Each Mayfield production takes about a month to prepare, Mayfield said, adding that he orders T-shirts, arranges music and lines up talent. He works on the videos as he aims to help more youngsters make academic gains at campuses that are trying to shed the description of “struggling schools.”

Mayfield, who taught at the Academy at Maude I. Logan, is moving to the Academy at Como Elementary this upcoming school year. He is also helping write districtwide math curriculum while working on a book about teaching youngsters from low-income communities. His book, is titled, “Rough Around the Diamond.”

Mayfield said when children respond to his music, he finds an opening to teach.

“It helps them become engaged in a daily lesson,” he said.

Belinda Vega, a teacher at the Leadership Academy at Maude I. Logan, has been practicing her part. She will be introducing the video in Spanish as the production begins.

“I’m excited and nervous at the same time,” Vega said, adding that Mayfield’s videos get a lot of traction on social media.

Vega said she has wondered how Mayfield can make his productions a reality.

“He is like a little Superman,” Vega said.

Mayfield said he makes the videos to build school community.

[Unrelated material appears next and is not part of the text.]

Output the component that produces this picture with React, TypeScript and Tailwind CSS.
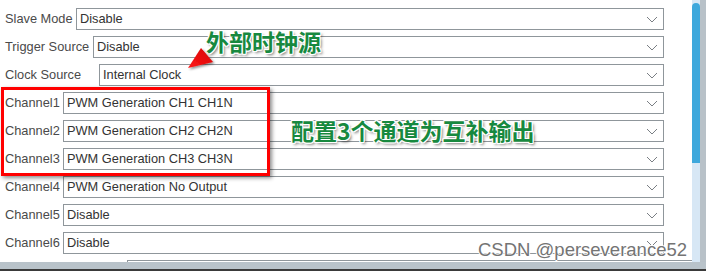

“When you do these videos, it brings everybody together,” he said, explaining that they will film the video on Aug. 11. Some educators are recording their parts in a studio in upcoming days.

“Before kids come back, it will be available for them to access on YouTube,” Mayfield said.

The new video will be called “School Everywhere 3.” It is the third installment of a series of back-to-school videos he has produced. Last year, he produced, “School Everywhere 2.” He also stressed the importance of higher learning in a video called, “College All Around Me.”

Aisha Moses-Mason, a fourth-grade writing teacher, said she was a background dancer in last year’s video. This year, she will be featured rapping.

Moses-Mason said the message for students is that school isn’t scary.

“It motivates them to get ready for school and puts a positive mindset,” Moses-Mason said.

La’Nitra Johnson, a second-grade teacher at West Handley Elementary, said she has background in song and dance. She too has been practicing her part and she’s even learning the intricate steps of popular kid-friendly moves, including the Floss dance. (See parents guide to this dance here).

Johnson said the video will help ease the start of school. She said she will let her students dance to it when they need to use up some energy.

“They can get up and dance,” she said, calling it a “brain break.”